- **SUPPLIED RECORDS**:

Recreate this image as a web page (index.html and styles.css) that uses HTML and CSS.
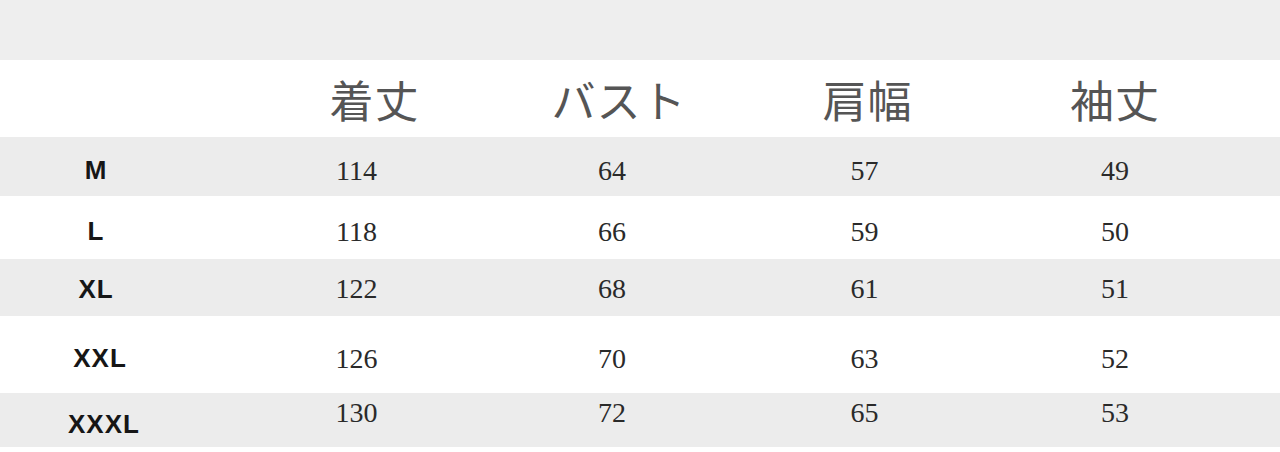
FILE: index.html
```html
<!DOCTYPE html>
<html lang="ja">
<head>
<meta charset="utf-8">
<title>サイズ表</title>
<link rel="stylesheet" href="styles.css">
</head>
<body>
<div class="chart">
  <div class="top-band"></div>
  <div class="row row-head">
    <div class="cell"></div>
    <div class="cell head head-1">着丈</div>
    <div class="cell head head-2">バスト</div>
    <div class="cell head head-3">肩幅</div>
    <div class="cell head">袖丈</div>
  </div>
  <div class="row grey r-m">
    <div class="cell size">M</div>
    <div class="cell num">114</div>
    <div class="cell num">64</div>
    <div class="cell num">57</div>
    <div class="cell num">49</div>
  </div>
  <div class="row r-l">
    <div class="cell size">L</div>
    <div class="cell num">118</div>
    <div class="cell num">66</div>
    <div class="cell num">59</div>
    <div class="cell num">50</div>
  </div>
  <div class="row grey r-xl">
    <div class="cell size">XL</div>
    <div class="cell num">122</div>
    <div class="cell num">68</div>
    <div class="cell num">61</div>
    <div class="cell num">51</div>
  </div>
  <div class="row r-xxl">
    <div class="cell size">XXL</div>
    <div class="cell num">126</div>
    <div class="cell num">70</div>
    <div class="cell num">63</div>
    <div class="cell num">52</div>
  </div>
  <div class="row grey r-xxxl">
    <div class="cell size">XXXL</div>
    <div class="cell num">130</div>
    <div class="cell num">72</div>
    <div class="cell num">65</div>
    <div class="cell num">53</div>
  </div>
</div>
</body>
</html>
```

FILE: styles.css
```css
html, body {
  margin: 0;
  padding: 0;
  background: #ffffff;
}

body {
  width: 1280px;
  height: 452px;
  overflow: hidden;
}

.chart {
  display: flex;
  flex-direction: column;
}

.top-band {
  height: 60px;
  background: #eeeeee;
}

.row {
  display: grid;
  grid-template-columns: 228px 257px 254px 251px 250px 1fr;
  align-items: center;
}

.row.grey {
  background: #ececec;
}

.row-head { height: 77px; }
.r-m { height: 59px; }
.r-l { height: 63px; }
.r-xl { height: 57px; }
.r-xxl { height: 77px; }
.r-xxxl { height: 54px; }

.cell {
  text-align: center;
  line-height: 1;
}

.head {
  font-family: "Noto Sans CJK JP", "Noto Sans", sans-serif;
  font-size: 44px;
  font-weight: 400;
  color: #555555;
  letter-spacing: 1px;
}

.head-1 { padding-left: 36px; }
.head-2 { padding-left: 14px; }
.head-3 { padding-left: 6px; }

.size {
  font-family: "Liberation Sans", Arial, sans-serif;
  font-weight: 700;
  font-size: 26px;
  letter-spacing: 1px;
  color: #161616;
  padding-right: 36px;
  padding-top: 6px;
}

.num {
  font-family: "Liberation Serif", "Times New Roman", serif;
  font-size: 28px;
  color: #2a2a2a;
  padding-top: 8px;
}

.r-xl .size, .r-xl .num { padding-top: 2px; }
.r-xxl .size { padding-right: 28px; }
.r-xxxl .num { padding-top: 0; padding-bottom: 14px; }
.r-xxxl .size { padding-top: 8px; padding-right: 20px; }
```
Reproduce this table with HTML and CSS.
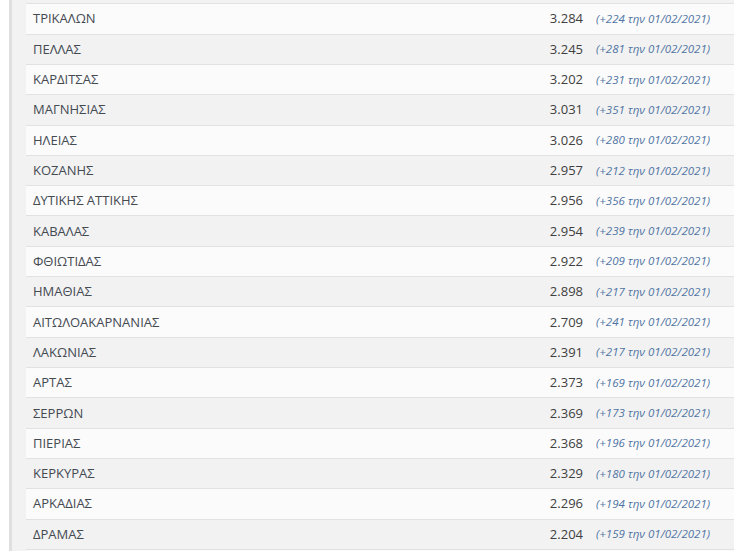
FILE: index.html
```html
<!DOCTYPE html>
<html lang="el">
<head>
<meta charset="utf-8">
<link rel="stylesheet" href="styles.css">
</head>
<body>
<div class="panel">
  <div class="list">
    <div class="row"><span class="name">ΤΡΙΚΑΛΩΝ</span><span class="num">3.284</span><span class="delta">(+224 την 01/02/2021)</span></div>
    <div class="row"><span class="name">ΠΕΛΛΑΣ</span><span class="num">3.245</span><span class="delta">(+281 την 01/02/2021)</span></div>
    <div class="row"><span class="name">ΚΑΡΔΙΤΣΑΣ</span><span class="num">3.202</span><span class="delta">(+231 την 01/02/2021)</span></div>
    <div class="row"><span class="name">ΜΑΓΝΗΣΙΑΣ</span><span class="num">3.031</span><span class="delta">(+351 την 01/02/2021)</span></div>
    <div class="row"><span class="name">ΗΛΕΙΑΣ</span><span class="num">3.026</span><span class="delta">(+280 την 01/02/2021)</span></div>
    <div class="row"><span class="name">ΚΟΖΑΝΗΣ</span><span class="num">2.957</span><span class="delta">(+212 την 01/02/2021)</span></div>
    <div class="row"><span class="name">ΔΥΤΙΚΗΣ ΑΤΤΙΚΗΣ</span><span class="num">2.956</span><span class="delta">(+356 την 01/02/2021)</span></div>
    <div class="row"><span class="name">ΚΑΒΑΛΑΣ</span><span class="num">2.954</span><span class="delta">(+239 την 01/02/2021)</span></div>
    <div class="row"><span class="name">ΦΘΙΩΤΙΔΑΣ</span><span class="num">2.922</span><span class="delta">(+209 την 01/02/2021)</span></div>
    <div class="row"><span class="name">ΗΜΑΘΙΑΣ</span><span class="num">2.898</span><span class="delta">(+217 την 01/02/2021)</span></div>
    <div class="row"><span class="name">ΑΙΤΩΛΟΑΚΑΡΝΑΝΙΑΣ</span><span class="num">2.709</span><span class="delta">(+241 την 01/02/2021)</span></div>
    <div class="row"><span class="name">ΛΑΚΩΝΙΑΣ</span><span class="num">2.391</span><span class="delta">(+217 την 01/02/2021)</span></div>
    <div class="row"><span class="name">ΑΡΤΑΣ</span><span class="num">2.373</span><span class="delta">(+169 την 01/02/2021)</span></div>
    <div class="row"><span class="name">ΣΕΡΡΩΝ</span><span class="num">2.369</span><span class="delta">(+173 την 01/02/2021)</span></div>
    <div class="row"><span class="name">ΠΙΕΡΙΑΣ</span><span class="num">2.368</span><span class="delta">(+196 την 01/02/2021)</span></div>
    <div class="row"><span class="name">ΚΕΡΚΥΡΑΣ</span><span class="num">2.329</span><span class="delta">(+180 την 01/02/2021)</span></div>
    <div class="row"><span class="name">ΑΡΚΑΔΙΑΣ</span><span class="num">2.296</span><span class="delta">(+194 την 01/02/2021)</span></div>
    <div class="row"><span class="name">ΔΡΑΜΑΣ</span><span class="num">2.204</span><span class="delta">(+159 την 01/02/2021)</span></div>
    <div class="row"><span class="name">&nbsp;</span><span class="num"></span><span class="delta"></span></div>
  </div>
</div>
</body>
</html>
```

FILE: styles.css
```css
html, body {
  margin: 0;
  padding: 0;
  background: #ffffff;
  overflow: hidden;
}

body {
  font-family: "Open Sans", "Noto Sans", sans-serif;
  color: #444444;
}

.panel {
  margin-left: 9px;
  border-left: 3px solid #dfdfdf;
  background: #f2f2f2;
  padding-left: 14px;
  padding-top: 3.3px;
}

.list {
  display: flex;
  flex-direction: column;
}

.row {
  display: flex;
  align-items: center;
  box-sizing: border-box;
  height: 30.32px;
  padding-bottom: 1px;
  border-top: 1px solid #e2e2e2;
  font-size: 13px;
}

.row:nth-child(odd) {
  background: #fbfbfb;
}

.row:nth-child(even) {
  background: #f2f2f2;
}

.name {
  flex: 1;
  padding-left: 7px;
  color: #444a52;
}

.num {
  color: #404040;
  text-align: right;
}

.delta {
  margin-left: 13px;
  margin-right: 24px;
  font-size: 11.5px;
  font-style: italic;
  color: #4f74a3;
}
```
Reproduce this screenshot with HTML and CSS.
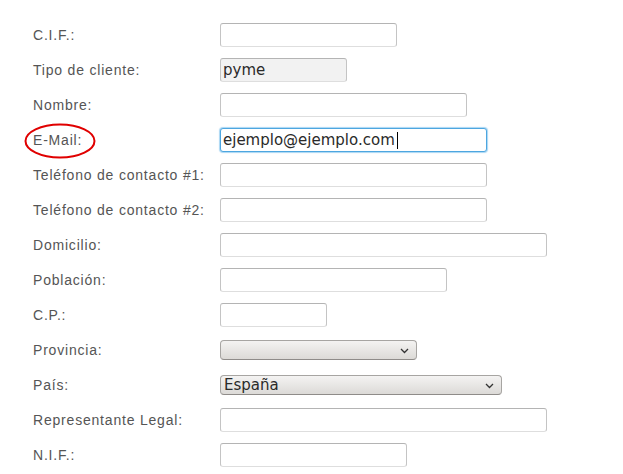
FILE: index.html
```html
<!DOCTYPE html>
<html lang="es">
<head>
    <meta charset="UTF-8">
    <title>Alta de cliente</title>
    <link rel="stylesheet" href="styles.css">
</head>
<body>
    <form class="clientform">
        <label class="lbl" for="cif">C.I.F.:</label>
        <input class="field" id="cif" type="text" style="width: 177px">

        <label class="lbl" for="tipo">Tipo de cliente:</label>
        <input class="field readonly" id="tipo" type="text" value="pyme" readonly style="width: 127px">

        <label class="lbl" for="nombre">Nombre:</label>
        <input class="field" id="nombre" type="text" style="width: 247px">

        <label class="lbl marked" for="email">E-Mail:
            <svg class="mark" width="76" height="38" viewBox="0 0 76 38">
                <ellipse cx="37" cy="19" rx="34.5" ry="16.5" fill="none" stroke="#e00000" stroke-width="2"/>
            </svg>
        </label>
        <span class="caretwrap">
            <input class="field focused" id="email" type="email" value="ejemplo@ejemplo.com" style="width: 267px">
            <span class="caret"></span>
        </span>

        <label class="lbl" for="tel1">Teléfono de contacto #1:</label>
        <input class="field" id="tel1" type="text" style="width: 267px">

        <label class="lbl" for="tel2">Teléfono de contacto #2:</label>
        <input class="field" id="tel2" type="text" style="width: 267px">

        <label class="lbl" for="domicilio">Domicilio:</label>
        <input class="field" id="domicilio" type="text" style="width: 327px">

        <label class="lbl" for="poblacion">Población:</label>
        <input class="field" id="poblacion" type="text" style="width: 227px">

        <label class="lbl" for="cp">C.P.:</label>
        <input class="field" id="cp" type="text" style="width: 107px">

        <label class="lbl" for="provincia">Provincia:</label>
        <span class="selectwrap" style="width: 197px">
            <select class="combo" id="provincia">
                <option value=""></option>
            </select>
            <svg class="chev" width="9" height="6" viewBox="0 0 9 6"><path d="M1 1l3.5 3.5L8 1" fill="none" stroke="#333" stroke-width="1.3"/></svg>
        </span>

        <label class="lbl" for="pais">País:</label>
        <span class="selectwrap" style="width: 282px">
            <select class="combo" id="pais">
                <option value="es">España</option>
            </select>
            <svg class="chev" width="9" height="6" viewBox="0 0 9 6"><path d="M1 1l3.5 3.5L8 1" fill="none" stroke="#333" stroke-width="1.3"/></svg>
        </span>

        <label class="lbl" for="representante">Representante Legal:</label>
        <input class="field" id="representante" type="text" style="width: 327px">

        <label class="lbl" for="nif">N.I.F.:</label>
        <input class="field" id="nif" type="text" style="width: 187px">
    </form>
</body>
</html>
```

FILE: styles.css
```css
body {
    margin: 0;
    background: #fff;
}
.clientform {
    display: grid;
    grid-template-columns: 187px auto;
    grid-auto-rows: 35px;
    align-items: center;
    justify-items: start;
    padding: 17px 0 0 33px;
}
.lbl {
    font-family: "Liberation Sans", Arial, sans-serif;
    font-size: 14px;
    letter-spacing: 0.8px;
    color: #555;
    white-space: nowrap;
}
.marked {
    position: relative;
}
.mark {
    position: absolute;
    left: -10px;
    top: -10px;
}
.field {
    box-sizing: border-box;
    height: 24px;
    margin: 0;
    padding: 0 2px;
    border: 1px solid #c4c4c4;
    border-top-color: #b4b4b4;
    border-bottom-color: #dedede;
    border-radius: 3px;
    background: #fff;
    font-family: "DejaVu Sans", sans-serif;
    font-size: 15px;
    color: #2a2a2a;
    outline: none;
}
.readonly {
    background: #f2f2f2;
}
.focused {
    border: 1px solid #4da6e0;
    box-shadow: 0 0 1px 1px #a9d6f3;
}
.caretwrap {
    position: relative;
    display: inline-block;
    height: 24px;
}
.caret {
    position: absolute;
    left: 177px;
    top: 4px;
    width: 1px;
    height: 17px;
    background: #000;
}
.selectwrap {
    position: relative;
    display: inline-block;
    height: 20px;
}
.combo {
    -webkit-appearance: none;
    appearance: none;
    box-sizing: border-box;
    width: 100%;
    height: 20px;
    margin: 0;
    padding: 0 3px;
    border: 1px solid #a7a5a2;
    border-bottom-color: #8f8c89;
    border-radius: 4px;
    background: linear-gradient(#f4f3f2, #dcdad7);
    font-family: "DejaVu Sans", sans-serif;
    font-size: 15px;
    line-height: 18px;
    color: #2a2a2a;
}
.chev {
    position: absolute;
    right: 8px;
    top: 8px;
    pointer-events: none;
}
```
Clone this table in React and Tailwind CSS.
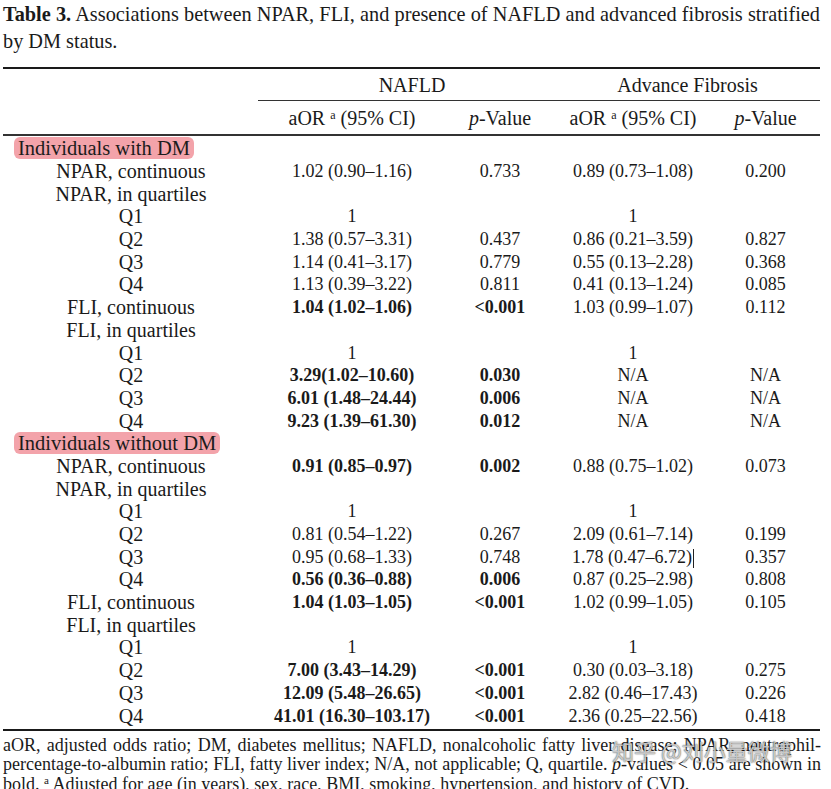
import React from 'react';

const rows = [
  { section: 'Individuals with DM' },
  { label: 'NPAR, continuous', a1: '1.02 (0.90–1.16)', p1: '0.733', a2: '0.89 (0.73–1.08)', p2: '0.200' },
  { label: 'NPAR, in quartiles' },
  { label: 'Q1', a1: '1', a2: '1' },
  { label: 'Q2', a1: '1.38 (0.57–3.31)', p1: '0.437', a2: '0.86 (0.21–3.59)', p2: '0.827' },
  { label: 'Q3', a1: '1.14 (0.41–3.17)', p1: '0.779', a2: '0.55 (0.13–2.28)', p2: '0.368' },
  { label: 'Q4', a1: '1.13 (0.39–3.22)', p1: '0.811', a2: '0.41 (0.13–1.24)', p2: '0.085' },
  { label: 'FLI, continuous', a1: '1.04 (1.02–1.06)', p1: '<0.001', a2: '1.03 (0.99–1.07)', p2: '0.112', bold: true },
  { label: 'FLI, in quartiles' },
  { label: 'Q1', a1: '1', a2: '1' },
  { label: 'Q2', a1: '3.29(1.02–10.60)', p1: '0.030', a2: 'N/A', p2: 'N/A', bold: true },
  { label: 'Q3', a1: '6.01 (1.48–24.44)', p1: '0.006', a2: 'N/A', p2: 'N/A', bold: true },
  { label: 'Q4', a1: '9.23 (1.39–61.30)', p1: '0.012', a2: 'N/A', p2: 'N/A', bold: true },
  { section: 'Individuals without DM' },
  { label: 'NPAR, continuous', a1: '0.91 (0.85–0.97)', p1: '0.002', a2: '0.88 (0.75–1.02)', p2: '0.073', bold: true },
  { label: 'NPAR, in quartiles' },
  { label: 'Q1', a1: '1', a2: '1' },
  { label: 'Q2', a1: '0.81 (0.54–1.22)', p1: '0.267', a2: '2.09 (0.61–7.14)', p2: '0.199' },
  { label: 'Q3', a1: '0.95 (0.68–1.33)', p1: '0.748', a2: '1.78 (0.47–6.72)', p2: '0.357', cursor: true },
  { label: 'Q4', a1: '0.56 (0.36–0.88)', p1: '0.006', a2: '0.87 (0.25–2.98)', p2: '0.808', bold: true },
  { label: 'FLI, continuous', a1: '1.04 (1.03–1.05)', p1: '<0.001', a2: '1.02 (0.99–1.05)', p2: '0.105', bold: true },
  { label: 'FLI, in quartiles' },
  { label: 'Q1', a1: '1', a2: '1' },
  { label: 'Q2', a1: '7.00 (3.43–14.29)', p1: '<0.001', a2: '0.30 (0.03–3.18)', p2: '0.275', bold: true },
  { label: 'Q3', a1: '12.09 (5.48–26.65)', p1: '<0.001', a2: '2.82 (0.46–17.43)', p2: '0.226', bold: true },
  { label: 'Q4', a1: '41.01 (16.30–103.17)', p1: '<0.001', a2: '2.36 (0.25–22.56)', p2: '0.418', bold: true },
];

const grid = 'grid grid-cols-[256px_186px_110px_156px_109px]';

function Row({ r }) {
  if (r.section) {
    return (
      <div className="h-[22.7px] flex items-center">
        <span className="ml-[11px] px-[4px] rounded-[6px] bg-[#f3a3aa] text-[20.5px] leading-[22px] text-[#1c1c1c]">
          {r.section}
        </span>
      </div>
    );
  }
  const w = r.bold ? 'font-bold' : '';
  return (
    <div className={`${grid} h-[22.7px] items-center text-center`}>
      <div className="text-[20px] leading-[22px]">{r.label}</div>
      <div className={`${w} text-[18px] leading-[22px]`}>{r.a1}</div>
      <div className={`${w} text-[18px] leading-[22px]`}>{r.p1}</div>
      <div className="text-[18px] leading-[22px]">
        {r.a2}
        {r.cursor && <span className="inline-block w-[1px] h-[19px] bg-[#222] align-middle ml-[1px]" />}
      </div>
      <div className="text-[18px] leading-[22px]">{r.p2}</div>
    </div>
  );
}

export default function App() {
  return (
    <div className="w-[831px] h-[789px] overflow-hidden bg-white text-[#1a1a1a] font-['Liberation_Serif',serif] relative">
      <div className="pt-[1px] pl-[3px] w-[820px] text-[20.3px] leading-[27px]">
        <div className="text-justify [text-align-last:justify]">
          <span className="font-bold">Table 3.</span> Associations between NPAR, FLI, and presence of NAFLD and advanced fibrosis stratified
        </div>
        <div>by DM status.</div>
      </div>

      <div className="ml-[3px] w-[817px] mt-[12px]">
        <div className="h-[2px] bg-[#1a1a1a]" />
        <div className="grid grid-cols-[256px_296px_265px] h-[31px] items-center text-center text-[20px]">
          <div />
          <div className="pl-[10px]">NAFLD</div>
          <div>Advance Fibrosis</div>
        </div>
        <div className="ml-[255px] h-[1px] bg-[#333]" />
        <div className={`${grid} h-[33px] items-center text-center text-[20px]`}>
          <div />
          <div>
            aOR <sup className="text-[12px]">a</sup> (95% CI)
          </div>
          <div>
            <i>p</i>-Value
          </div>
          <div>
            aOR <sup className="text-[12px]">a</sup> (95% CI)
          </div>
          <div>
            <i>p</i>-Value
          </div>
        </div>
        <div className="h-[1.5px] bg-[#333]" />
        <div className="pt-[1.5px]">
          {rows.map((r, i) => (
            <Row key={i} r={r} />
          ))}
        </div>
        <div className="mt-[2px] h-[2px] bg-[#1a1a1a]" />
      </div>

      <div className="mt-[5px] pl-[3px] w-[821px] text-[18px] leading-[19.5px] whitespace-nowrap">
        <div className="text-justify [text-align-last:justify] whitespace-normal">
          aOR, adjusted odds ratio; DM, diabetes mellitus; NAFLD, nonalcoholic fatty liver disease; NPAR, neutrophil-
        </div>
        <div className="text-justify [text-align-last:justify] whitespace-normal">
          percentage-to-albumin ratio; FLI, fatty liver index; N/A, not applicable; Q, quartile. <i>p</i>-values &lt; 0.05 are shown in
        </div>
        <div>
          bold. <sup className="text-[11px]">a</sup> Adjusted for age (in years), sex, race, BMI, smoking, hypertension, and history of CVD.
        </div>
      </div>

      <div className="absolute left-[612px] top-[737px] text-[22px] leading-[26px] text-[#e8e8e8]/80 font-['Noto_Sans_CJK_SC',sans-serif] [text-shadow:0_0_1px_rgba(0,0,0,0.6),0_0_2px_rgba(0,0,0,0.4)] whitespace-nowrap">
        知乎 @刘小量微博
      </div>
    </div>
  );
}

- **EXERCISE BRIEF**:
Start at the line with "Clone this table in React and Tailwind CSS.", stop at the line with "import React from 'react';", both lines included, and repeat that span exactly without its pictures.

- **SOLVED PROBLEM**:
Clone this table in React and Tailwind CSS.
import React from 'react';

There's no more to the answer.